• [What you should do]
Of all the lines here, how many include the string "this"? Answer with the number only.
===== Records supplied
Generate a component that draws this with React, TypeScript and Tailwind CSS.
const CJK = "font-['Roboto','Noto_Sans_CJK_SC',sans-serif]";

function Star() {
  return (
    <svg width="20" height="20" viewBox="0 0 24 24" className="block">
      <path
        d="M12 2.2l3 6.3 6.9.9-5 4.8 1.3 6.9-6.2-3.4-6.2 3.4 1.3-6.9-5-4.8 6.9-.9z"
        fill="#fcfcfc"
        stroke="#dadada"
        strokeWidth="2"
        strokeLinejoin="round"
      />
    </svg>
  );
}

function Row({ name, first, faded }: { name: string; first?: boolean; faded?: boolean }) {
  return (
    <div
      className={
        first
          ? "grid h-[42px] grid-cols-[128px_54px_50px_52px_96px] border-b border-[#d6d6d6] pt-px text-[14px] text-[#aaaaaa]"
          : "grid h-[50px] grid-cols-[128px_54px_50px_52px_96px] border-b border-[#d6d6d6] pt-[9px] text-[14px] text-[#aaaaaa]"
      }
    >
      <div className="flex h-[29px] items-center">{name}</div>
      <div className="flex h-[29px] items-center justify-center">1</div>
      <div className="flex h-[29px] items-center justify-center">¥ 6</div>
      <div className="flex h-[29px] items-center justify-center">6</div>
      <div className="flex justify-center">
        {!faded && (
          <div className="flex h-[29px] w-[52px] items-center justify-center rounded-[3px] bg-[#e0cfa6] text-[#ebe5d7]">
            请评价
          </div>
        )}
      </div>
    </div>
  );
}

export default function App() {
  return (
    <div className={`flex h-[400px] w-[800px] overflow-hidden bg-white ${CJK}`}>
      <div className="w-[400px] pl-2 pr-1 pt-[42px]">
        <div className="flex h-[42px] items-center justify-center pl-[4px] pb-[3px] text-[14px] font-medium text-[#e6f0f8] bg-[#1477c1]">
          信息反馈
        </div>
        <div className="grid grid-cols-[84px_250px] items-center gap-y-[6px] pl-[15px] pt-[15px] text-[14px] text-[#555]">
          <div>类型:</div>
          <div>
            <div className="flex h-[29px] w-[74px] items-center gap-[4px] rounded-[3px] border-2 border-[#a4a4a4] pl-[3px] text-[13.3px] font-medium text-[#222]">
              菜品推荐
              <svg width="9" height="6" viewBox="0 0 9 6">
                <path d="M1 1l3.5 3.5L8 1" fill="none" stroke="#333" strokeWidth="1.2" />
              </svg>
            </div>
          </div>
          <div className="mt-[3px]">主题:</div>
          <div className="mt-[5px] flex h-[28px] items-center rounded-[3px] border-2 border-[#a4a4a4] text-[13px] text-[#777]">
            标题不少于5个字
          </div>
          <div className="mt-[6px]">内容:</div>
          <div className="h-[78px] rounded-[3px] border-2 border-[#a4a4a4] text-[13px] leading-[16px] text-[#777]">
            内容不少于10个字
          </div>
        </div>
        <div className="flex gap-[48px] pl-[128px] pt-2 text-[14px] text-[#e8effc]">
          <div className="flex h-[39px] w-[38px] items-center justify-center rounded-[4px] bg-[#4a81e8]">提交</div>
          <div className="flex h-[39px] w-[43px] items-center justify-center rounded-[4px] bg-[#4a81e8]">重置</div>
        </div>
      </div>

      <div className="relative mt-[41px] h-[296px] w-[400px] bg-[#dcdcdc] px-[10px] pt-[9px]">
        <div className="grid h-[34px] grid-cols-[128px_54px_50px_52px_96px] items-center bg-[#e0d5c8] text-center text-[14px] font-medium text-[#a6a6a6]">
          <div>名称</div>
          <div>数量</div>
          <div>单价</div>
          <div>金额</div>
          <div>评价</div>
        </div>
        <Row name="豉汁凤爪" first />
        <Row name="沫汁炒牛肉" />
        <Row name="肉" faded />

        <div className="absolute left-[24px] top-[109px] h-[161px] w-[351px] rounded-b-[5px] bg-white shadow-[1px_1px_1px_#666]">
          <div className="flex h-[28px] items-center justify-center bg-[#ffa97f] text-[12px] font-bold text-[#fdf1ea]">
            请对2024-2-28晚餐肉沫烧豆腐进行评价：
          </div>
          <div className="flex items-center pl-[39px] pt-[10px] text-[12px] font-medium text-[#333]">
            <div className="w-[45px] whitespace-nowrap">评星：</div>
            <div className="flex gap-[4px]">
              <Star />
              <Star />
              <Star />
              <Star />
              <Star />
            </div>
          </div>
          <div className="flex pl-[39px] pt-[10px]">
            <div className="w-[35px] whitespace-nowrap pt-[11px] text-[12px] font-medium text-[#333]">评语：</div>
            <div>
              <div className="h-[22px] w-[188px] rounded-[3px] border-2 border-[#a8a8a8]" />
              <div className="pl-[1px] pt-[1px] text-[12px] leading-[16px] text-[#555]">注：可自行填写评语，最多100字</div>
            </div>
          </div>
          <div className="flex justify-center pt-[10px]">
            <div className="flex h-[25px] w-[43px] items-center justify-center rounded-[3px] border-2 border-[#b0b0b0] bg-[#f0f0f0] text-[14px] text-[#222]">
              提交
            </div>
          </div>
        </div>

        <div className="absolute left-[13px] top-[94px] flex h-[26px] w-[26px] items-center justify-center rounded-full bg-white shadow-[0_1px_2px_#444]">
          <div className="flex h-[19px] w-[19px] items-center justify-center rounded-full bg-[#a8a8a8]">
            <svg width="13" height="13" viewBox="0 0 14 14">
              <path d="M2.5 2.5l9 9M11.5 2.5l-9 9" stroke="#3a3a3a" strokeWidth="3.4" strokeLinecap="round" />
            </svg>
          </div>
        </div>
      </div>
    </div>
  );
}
==========
===== Records supplied
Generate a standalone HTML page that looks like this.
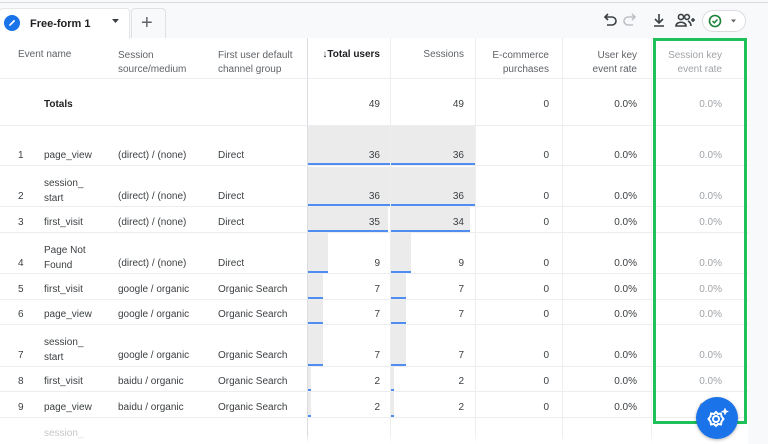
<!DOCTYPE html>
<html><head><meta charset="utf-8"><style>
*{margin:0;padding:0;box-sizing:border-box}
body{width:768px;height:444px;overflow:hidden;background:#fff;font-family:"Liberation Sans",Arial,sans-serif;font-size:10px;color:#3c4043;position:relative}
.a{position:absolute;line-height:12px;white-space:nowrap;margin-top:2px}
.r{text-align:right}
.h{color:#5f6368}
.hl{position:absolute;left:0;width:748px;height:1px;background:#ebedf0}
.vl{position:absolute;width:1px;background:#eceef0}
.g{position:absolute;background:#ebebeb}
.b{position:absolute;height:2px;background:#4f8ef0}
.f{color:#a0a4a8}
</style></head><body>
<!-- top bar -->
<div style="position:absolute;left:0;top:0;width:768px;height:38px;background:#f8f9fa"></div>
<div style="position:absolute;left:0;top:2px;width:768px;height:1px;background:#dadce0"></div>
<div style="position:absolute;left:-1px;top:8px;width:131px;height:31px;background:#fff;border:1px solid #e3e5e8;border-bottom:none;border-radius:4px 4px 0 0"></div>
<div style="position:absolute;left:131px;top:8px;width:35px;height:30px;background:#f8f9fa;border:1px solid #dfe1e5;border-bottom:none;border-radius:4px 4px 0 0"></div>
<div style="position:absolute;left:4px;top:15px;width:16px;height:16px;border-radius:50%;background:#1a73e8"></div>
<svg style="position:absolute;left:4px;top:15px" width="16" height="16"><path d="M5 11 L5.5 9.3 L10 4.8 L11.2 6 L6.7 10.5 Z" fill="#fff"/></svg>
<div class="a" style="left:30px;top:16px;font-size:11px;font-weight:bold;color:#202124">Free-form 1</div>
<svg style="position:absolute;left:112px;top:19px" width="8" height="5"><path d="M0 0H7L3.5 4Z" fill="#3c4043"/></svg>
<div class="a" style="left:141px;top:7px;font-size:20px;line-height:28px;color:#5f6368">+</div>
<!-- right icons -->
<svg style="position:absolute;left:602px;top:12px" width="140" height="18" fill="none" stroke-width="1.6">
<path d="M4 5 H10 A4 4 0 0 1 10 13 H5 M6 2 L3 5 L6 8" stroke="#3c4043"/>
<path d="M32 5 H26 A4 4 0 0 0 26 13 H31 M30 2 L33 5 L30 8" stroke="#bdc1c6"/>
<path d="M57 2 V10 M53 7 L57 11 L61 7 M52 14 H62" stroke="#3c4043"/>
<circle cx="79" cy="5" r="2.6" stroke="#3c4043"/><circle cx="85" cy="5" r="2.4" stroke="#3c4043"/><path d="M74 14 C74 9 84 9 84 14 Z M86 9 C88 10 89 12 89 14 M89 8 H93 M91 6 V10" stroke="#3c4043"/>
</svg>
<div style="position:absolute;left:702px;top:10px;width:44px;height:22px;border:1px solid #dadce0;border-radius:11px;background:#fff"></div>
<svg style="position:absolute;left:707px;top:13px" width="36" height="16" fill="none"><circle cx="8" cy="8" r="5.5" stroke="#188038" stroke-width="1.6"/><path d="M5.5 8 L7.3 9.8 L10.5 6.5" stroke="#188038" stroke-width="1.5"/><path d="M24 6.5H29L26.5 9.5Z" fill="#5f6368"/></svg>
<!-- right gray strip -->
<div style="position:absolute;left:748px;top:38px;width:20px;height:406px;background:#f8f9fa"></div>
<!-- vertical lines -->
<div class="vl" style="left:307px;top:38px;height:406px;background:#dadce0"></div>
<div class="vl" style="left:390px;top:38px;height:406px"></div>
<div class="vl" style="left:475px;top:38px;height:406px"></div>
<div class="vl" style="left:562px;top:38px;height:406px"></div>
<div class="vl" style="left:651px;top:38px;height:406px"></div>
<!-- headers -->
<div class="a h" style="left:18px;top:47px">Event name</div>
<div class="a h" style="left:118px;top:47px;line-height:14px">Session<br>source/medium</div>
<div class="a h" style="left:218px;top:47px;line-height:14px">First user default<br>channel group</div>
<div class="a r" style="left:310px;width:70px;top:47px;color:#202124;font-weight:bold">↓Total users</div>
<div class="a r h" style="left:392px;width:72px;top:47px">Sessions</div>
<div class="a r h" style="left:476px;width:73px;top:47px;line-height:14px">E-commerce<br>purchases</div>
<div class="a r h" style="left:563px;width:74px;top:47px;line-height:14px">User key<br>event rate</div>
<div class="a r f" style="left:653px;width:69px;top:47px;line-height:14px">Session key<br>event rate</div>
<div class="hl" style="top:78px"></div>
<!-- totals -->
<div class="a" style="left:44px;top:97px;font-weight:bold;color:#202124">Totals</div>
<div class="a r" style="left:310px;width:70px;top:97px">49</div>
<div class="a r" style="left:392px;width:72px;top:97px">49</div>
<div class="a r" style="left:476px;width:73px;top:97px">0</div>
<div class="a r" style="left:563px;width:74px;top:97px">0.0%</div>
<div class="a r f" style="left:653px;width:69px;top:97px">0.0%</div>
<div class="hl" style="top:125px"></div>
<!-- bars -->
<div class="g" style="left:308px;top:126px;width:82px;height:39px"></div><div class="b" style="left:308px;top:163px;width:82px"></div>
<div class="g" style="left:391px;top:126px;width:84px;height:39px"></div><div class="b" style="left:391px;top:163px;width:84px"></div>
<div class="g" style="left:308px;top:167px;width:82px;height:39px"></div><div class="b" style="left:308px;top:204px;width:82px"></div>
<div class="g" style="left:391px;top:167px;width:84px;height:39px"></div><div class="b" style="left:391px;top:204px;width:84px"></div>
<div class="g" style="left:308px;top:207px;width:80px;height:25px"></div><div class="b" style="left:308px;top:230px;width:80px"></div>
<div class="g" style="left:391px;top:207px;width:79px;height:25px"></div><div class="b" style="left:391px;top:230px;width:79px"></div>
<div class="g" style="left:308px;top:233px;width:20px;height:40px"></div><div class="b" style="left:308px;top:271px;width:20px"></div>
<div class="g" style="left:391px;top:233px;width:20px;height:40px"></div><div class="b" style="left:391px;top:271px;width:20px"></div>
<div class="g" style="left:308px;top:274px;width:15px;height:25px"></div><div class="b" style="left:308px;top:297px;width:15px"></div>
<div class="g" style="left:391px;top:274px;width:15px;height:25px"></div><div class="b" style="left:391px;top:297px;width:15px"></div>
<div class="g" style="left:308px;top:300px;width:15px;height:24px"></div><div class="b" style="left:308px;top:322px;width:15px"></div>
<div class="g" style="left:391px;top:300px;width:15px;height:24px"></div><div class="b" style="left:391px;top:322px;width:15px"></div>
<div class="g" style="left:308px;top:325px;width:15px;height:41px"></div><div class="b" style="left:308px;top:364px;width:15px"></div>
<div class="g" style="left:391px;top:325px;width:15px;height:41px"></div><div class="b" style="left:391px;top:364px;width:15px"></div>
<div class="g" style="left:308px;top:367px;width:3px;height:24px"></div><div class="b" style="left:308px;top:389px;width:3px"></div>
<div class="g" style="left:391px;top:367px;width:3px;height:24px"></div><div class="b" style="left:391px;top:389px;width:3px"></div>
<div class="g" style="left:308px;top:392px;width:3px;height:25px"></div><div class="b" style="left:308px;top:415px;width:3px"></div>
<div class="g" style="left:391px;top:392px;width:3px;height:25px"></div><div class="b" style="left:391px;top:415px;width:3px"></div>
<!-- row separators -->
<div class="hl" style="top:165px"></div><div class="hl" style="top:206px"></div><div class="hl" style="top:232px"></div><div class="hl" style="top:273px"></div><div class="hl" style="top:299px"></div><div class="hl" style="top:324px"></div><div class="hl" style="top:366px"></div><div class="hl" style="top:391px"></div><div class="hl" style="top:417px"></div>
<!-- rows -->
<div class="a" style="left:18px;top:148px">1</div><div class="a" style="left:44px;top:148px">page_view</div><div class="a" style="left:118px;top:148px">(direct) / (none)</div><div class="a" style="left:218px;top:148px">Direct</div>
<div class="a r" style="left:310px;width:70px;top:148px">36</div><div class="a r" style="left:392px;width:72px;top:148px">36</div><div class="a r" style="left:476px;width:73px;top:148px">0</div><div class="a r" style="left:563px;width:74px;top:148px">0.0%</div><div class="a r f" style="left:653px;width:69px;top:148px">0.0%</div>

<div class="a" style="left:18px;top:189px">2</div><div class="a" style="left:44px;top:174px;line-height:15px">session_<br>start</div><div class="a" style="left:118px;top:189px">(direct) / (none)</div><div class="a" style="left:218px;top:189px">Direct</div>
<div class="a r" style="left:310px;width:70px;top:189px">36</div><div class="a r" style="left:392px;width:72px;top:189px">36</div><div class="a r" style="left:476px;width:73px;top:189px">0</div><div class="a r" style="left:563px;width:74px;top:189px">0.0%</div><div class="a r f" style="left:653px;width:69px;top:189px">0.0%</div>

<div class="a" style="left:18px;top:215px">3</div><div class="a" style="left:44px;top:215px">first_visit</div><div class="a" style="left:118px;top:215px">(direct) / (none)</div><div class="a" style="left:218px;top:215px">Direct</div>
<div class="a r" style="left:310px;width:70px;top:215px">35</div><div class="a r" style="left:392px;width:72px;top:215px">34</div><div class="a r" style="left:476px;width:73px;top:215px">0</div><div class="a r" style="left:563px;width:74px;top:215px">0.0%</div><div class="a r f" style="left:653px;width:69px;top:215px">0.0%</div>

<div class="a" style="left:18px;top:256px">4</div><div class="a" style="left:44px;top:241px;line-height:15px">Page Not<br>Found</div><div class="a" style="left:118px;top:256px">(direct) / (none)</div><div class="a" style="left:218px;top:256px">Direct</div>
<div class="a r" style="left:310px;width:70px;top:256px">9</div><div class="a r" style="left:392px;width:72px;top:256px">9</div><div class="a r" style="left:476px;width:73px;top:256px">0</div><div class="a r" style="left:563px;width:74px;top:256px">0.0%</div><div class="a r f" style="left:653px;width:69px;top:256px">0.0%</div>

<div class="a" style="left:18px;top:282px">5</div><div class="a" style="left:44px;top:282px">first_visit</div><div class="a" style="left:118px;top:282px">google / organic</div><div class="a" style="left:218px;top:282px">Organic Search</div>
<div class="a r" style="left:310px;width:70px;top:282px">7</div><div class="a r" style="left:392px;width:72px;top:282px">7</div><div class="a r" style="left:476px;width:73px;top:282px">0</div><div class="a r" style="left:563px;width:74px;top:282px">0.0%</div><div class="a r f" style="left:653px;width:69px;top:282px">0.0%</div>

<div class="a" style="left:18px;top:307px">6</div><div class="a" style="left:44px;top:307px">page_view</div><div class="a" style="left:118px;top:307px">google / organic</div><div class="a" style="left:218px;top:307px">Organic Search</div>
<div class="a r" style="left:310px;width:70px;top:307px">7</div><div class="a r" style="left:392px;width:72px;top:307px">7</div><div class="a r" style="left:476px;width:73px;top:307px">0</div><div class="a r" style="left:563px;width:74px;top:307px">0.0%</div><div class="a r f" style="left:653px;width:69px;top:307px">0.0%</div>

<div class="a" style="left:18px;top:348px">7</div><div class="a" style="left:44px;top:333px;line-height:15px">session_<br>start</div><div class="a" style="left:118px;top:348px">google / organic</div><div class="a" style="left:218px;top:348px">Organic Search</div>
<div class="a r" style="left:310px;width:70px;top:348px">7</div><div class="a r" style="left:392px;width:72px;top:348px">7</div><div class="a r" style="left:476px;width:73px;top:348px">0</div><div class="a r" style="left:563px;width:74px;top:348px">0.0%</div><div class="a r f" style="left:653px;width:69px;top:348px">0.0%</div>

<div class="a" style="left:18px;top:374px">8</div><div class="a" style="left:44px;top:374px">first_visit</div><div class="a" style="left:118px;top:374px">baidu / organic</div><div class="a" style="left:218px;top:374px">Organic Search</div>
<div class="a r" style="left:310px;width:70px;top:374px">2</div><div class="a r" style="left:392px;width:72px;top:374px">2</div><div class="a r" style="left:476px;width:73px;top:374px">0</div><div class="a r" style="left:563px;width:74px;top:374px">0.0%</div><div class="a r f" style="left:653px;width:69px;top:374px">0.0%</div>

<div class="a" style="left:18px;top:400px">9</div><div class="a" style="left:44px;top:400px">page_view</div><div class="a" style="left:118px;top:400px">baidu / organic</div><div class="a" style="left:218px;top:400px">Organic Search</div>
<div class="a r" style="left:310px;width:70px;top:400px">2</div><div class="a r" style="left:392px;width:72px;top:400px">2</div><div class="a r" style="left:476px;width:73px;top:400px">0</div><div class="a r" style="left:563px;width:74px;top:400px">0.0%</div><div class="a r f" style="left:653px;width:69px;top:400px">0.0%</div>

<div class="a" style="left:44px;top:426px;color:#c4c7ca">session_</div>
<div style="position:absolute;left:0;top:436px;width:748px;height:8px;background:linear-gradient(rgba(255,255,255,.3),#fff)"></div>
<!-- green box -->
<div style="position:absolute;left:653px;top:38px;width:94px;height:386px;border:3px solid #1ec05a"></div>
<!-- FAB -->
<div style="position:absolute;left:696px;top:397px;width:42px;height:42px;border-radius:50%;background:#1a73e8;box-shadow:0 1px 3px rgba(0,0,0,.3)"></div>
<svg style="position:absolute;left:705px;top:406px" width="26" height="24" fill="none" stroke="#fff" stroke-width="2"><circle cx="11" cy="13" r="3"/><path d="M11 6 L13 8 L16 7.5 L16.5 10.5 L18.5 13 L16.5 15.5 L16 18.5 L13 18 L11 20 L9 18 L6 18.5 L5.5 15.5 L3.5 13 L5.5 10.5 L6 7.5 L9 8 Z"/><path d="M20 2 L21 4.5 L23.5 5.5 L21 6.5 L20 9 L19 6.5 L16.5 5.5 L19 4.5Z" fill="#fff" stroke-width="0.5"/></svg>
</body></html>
==========
• [Expected answer]
2